----- Dataset content -----
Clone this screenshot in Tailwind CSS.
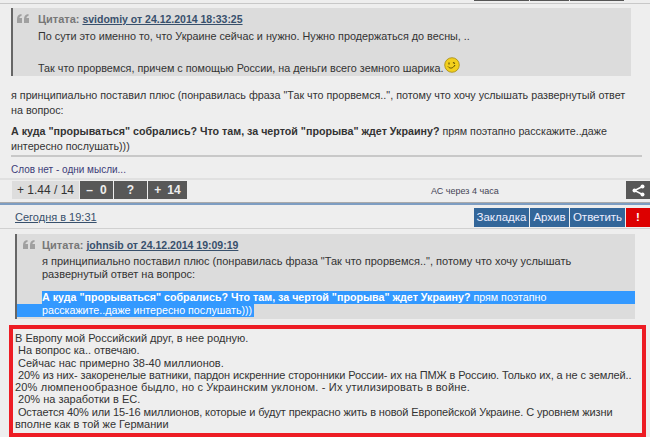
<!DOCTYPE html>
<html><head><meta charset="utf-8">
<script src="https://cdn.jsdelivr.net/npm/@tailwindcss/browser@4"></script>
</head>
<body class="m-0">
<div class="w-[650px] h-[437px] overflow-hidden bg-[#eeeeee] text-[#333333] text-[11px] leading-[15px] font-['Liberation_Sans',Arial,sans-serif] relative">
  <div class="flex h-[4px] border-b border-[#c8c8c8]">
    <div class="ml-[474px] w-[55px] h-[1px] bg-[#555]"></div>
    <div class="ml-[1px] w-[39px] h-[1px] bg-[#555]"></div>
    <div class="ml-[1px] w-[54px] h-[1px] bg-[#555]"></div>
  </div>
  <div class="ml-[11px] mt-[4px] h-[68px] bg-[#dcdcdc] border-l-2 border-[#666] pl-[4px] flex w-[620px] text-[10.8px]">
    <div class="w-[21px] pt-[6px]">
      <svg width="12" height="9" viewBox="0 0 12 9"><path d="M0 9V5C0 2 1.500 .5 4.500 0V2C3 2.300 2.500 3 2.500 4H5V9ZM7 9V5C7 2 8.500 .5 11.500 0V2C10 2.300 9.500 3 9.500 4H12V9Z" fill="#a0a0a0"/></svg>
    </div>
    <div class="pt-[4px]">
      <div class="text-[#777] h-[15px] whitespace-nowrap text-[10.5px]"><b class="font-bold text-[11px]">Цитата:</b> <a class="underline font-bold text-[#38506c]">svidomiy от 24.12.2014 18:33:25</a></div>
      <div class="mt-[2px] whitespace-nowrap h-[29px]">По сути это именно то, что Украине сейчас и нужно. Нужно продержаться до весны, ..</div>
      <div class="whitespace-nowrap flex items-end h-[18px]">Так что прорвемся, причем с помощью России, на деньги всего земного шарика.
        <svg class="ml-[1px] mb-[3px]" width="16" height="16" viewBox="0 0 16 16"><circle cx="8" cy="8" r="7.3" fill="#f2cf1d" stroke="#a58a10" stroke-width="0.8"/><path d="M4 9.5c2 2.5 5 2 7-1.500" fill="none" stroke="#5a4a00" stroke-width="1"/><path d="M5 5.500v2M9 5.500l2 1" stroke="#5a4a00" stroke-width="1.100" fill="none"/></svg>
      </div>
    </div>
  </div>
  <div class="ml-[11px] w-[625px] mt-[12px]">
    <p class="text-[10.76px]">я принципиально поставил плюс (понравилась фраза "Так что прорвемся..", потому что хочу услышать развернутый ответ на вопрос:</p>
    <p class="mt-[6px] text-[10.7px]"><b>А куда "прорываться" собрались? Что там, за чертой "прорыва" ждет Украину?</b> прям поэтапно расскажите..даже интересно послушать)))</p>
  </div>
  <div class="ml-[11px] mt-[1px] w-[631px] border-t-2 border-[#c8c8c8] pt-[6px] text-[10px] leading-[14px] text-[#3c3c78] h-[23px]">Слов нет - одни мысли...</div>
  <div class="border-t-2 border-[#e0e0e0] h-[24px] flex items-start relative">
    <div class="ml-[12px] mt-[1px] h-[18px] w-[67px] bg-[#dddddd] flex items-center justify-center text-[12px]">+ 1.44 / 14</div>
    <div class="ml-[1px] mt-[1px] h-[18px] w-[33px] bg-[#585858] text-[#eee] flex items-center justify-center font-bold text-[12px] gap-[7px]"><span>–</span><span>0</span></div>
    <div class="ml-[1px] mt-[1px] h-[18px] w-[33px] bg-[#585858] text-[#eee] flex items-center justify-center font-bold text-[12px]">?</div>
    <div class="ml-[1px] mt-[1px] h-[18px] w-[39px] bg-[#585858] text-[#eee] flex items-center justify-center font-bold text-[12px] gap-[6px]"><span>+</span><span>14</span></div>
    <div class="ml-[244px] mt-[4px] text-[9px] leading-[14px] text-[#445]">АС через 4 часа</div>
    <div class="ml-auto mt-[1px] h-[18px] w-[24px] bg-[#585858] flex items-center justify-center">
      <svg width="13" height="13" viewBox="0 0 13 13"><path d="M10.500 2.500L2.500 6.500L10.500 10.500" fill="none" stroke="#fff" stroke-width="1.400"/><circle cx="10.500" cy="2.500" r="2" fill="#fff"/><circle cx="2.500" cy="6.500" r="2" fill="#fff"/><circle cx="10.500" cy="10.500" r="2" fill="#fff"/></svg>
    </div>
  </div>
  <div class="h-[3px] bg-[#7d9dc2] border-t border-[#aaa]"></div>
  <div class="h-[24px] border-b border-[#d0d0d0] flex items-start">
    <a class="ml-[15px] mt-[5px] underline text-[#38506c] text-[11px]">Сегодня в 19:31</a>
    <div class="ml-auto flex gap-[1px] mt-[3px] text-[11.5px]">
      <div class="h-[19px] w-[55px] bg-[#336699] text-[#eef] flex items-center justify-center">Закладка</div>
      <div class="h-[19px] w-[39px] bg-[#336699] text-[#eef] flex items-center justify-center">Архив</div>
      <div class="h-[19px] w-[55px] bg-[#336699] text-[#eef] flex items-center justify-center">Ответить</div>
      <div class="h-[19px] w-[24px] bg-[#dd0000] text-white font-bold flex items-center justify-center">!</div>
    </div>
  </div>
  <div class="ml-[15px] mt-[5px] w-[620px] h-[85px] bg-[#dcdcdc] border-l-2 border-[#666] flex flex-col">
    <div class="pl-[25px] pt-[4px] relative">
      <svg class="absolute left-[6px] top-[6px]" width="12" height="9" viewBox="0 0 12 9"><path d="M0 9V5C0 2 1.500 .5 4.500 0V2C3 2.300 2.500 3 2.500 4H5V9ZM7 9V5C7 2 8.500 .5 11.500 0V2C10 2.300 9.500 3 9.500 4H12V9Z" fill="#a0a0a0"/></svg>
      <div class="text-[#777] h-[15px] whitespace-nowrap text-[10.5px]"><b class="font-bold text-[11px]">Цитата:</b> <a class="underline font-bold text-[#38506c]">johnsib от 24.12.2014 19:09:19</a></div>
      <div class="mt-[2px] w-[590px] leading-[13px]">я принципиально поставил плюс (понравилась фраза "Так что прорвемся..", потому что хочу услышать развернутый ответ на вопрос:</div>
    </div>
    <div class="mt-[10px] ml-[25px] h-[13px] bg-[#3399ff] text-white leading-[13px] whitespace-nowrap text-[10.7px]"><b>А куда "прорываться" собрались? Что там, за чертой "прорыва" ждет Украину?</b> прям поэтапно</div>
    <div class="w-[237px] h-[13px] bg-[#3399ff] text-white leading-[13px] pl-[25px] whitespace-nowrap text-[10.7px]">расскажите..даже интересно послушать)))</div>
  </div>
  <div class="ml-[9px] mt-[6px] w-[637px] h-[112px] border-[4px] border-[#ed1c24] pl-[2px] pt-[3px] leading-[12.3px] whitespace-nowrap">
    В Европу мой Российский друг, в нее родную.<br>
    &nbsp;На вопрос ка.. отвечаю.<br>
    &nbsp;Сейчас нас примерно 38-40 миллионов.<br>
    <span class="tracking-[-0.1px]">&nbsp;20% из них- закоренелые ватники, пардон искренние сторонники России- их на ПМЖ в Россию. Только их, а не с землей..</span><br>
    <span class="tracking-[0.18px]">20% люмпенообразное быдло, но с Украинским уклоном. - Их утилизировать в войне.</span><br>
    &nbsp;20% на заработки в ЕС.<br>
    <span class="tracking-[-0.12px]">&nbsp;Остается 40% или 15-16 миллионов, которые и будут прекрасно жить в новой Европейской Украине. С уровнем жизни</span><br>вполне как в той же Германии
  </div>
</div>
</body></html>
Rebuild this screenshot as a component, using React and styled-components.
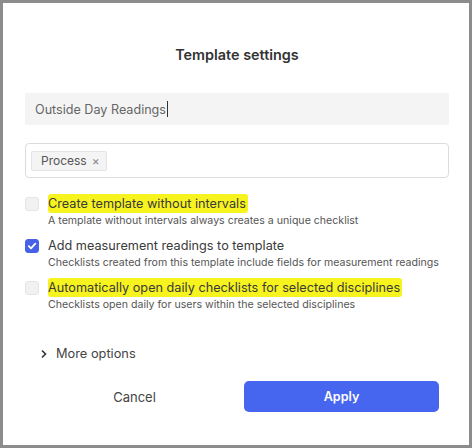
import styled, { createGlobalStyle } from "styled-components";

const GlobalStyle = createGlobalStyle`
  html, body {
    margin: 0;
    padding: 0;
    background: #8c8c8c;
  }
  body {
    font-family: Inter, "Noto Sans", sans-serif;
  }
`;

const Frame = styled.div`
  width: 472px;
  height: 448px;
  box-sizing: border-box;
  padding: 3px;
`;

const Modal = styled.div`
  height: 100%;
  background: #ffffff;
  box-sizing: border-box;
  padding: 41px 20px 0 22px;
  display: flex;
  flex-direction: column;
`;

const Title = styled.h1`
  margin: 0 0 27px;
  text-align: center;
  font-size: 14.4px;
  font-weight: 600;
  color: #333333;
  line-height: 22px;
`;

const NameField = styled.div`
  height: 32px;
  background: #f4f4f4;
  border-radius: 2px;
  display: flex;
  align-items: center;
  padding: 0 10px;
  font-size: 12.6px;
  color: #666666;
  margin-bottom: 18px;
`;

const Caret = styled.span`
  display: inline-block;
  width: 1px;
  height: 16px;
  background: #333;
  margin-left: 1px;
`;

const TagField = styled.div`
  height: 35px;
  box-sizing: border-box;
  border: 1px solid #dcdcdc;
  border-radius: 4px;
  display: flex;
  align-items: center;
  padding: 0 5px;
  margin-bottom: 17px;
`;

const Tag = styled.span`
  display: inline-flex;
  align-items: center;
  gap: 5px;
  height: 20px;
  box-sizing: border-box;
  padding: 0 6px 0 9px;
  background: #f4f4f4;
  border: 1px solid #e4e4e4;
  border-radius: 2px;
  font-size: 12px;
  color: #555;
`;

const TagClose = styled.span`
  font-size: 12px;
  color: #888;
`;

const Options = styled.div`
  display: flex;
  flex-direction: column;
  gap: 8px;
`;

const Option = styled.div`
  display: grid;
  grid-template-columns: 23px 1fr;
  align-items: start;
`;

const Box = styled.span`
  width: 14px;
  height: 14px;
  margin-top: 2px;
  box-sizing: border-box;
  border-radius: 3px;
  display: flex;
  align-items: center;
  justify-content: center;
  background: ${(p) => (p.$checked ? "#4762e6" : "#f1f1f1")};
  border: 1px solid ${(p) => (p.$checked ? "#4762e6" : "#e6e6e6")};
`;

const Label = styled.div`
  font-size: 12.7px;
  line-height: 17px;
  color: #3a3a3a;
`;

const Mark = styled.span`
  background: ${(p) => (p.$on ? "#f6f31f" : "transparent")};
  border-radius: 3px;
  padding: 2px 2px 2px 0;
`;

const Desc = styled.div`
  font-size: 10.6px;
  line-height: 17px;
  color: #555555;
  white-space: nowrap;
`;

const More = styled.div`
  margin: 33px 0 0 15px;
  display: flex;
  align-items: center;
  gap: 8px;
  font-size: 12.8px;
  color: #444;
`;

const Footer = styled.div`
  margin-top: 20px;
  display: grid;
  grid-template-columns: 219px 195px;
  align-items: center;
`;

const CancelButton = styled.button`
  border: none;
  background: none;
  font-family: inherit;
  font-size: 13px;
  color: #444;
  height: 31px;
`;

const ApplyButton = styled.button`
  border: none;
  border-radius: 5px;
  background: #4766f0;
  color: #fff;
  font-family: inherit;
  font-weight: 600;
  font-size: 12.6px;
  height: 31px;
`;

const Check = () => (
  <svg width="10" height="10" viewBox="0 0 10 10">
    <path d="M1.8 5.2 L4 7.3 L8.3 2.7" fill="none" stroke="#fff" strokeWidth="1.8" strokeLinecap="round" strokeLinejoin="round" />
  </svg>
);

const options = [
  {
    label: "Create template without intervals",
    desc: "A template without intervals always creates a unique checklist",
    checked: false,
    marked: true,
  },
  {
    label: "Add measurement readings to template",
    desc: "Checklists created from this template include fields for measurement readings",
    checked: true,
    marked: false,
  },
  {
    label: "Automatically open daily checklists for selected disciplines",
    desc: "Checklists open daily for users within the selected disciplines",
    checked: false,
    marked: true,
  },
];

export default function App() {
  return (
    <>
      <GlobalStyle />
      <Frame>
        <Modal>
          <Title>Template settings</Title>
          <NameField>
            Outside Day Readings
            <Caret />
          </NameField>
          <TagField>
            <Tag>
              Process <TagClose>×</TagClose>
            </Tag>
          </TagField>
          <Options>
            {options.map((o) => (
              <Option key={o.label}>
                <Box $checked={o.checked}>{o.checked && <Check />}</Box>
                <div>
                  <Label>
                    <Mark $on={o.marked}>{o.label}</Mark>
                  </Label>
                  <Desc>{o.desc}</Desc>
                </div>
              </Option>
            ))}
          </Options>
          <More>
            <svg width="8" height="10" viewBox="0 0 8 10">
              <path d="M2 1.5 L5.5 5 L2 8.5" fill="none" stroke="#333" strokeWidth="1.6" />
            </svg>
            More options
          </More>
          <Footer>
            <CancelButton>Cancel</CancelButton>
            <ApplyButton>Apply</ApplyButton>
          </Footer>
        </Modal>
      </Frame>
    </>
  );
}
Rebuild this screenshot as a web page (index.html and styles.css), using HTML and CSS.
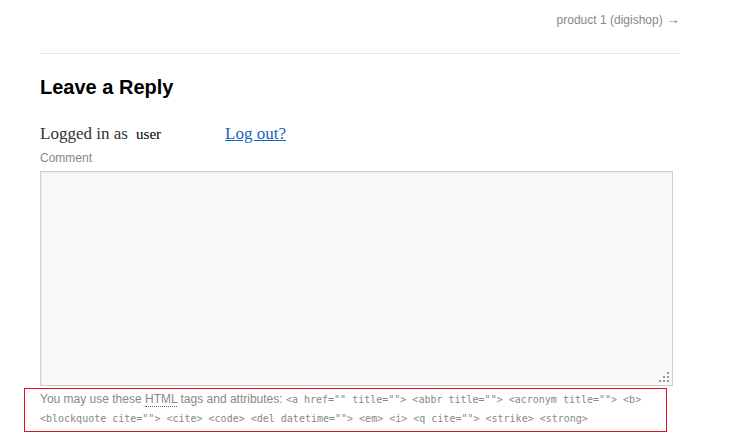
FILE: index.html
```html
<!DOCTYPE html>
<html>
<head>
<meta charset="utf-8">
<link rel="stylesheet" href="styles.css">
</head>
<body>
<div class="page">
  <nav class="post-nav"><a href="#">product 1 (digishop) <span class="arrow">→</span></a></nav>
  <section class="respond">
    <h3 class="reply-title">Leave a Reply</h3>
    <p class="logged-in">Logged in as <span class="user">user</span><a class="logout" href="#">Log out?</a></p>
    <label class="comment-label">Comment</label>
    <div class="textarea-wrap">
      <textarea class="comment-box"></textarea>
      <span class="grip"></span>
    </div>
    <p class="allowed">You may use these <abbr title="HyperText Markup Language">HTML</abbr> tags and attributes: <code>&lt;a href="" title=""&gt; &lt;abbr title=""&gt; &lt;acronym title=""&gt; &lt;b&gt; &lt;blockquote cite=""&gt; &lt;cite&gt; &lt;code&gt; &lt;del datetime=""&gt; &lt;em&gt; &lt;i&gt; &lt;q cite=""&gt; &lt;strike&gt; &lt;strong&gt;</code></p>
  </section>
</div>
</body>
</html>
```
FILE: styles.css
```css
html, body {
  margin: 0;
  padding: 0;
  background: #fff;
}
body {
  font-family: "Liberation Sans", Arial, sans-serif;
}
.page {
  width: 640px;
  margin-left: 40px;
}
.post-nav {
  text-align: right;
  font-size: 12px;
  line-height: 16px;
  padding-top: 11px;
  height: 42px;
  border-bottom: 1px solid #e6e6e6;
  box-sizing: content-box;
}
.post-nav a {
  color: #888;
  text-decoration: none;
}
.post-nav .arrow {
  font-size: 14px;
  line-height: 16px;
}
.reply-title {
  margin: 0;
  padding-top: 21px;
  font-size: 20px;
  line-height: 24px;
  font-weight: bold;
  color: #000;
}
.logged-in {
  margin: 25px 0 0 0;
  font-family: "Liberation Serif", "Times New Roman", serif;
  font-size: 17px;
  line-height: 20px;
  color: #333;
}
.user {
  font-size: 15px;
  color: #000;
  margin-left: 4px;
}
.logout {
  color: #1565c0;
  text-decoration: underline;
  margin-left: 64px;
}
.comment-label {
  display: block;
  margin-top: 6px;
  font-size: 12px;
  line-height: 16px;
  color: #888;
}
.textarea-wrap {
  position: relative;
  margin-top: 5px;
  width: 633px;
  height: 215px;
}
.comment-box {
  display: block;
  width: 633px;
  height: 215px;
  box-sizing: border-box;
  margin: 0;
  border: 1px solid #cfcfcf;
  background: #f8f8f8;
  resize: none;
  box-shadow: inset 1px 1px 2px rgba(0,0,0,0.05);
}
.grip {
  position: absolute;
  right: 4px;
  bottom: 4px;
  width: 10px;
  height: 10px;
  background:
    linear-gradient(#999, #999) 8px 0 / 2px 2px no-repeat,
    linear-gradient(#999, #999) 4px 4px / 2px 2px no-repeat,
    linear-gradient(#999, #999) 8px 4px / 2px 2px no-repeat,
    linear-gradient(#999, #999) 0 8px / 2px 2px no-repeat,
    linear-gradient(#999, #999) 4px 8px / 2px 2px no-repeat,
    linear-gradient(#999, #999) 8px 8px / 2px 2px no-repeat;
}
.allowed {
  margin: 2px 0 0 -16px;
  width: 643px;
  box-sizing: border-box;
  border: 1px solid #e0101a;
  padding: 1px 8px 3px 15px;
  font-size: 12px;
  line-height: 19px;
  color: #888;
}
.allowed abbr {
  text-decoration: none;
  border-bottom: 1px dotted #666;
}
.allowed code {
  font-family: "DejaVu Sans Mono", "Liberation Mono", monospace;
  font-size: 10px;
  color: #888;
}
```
-----
Report how many lines of the entries hold the string "components". Provide the number alone.

(Task answer)
2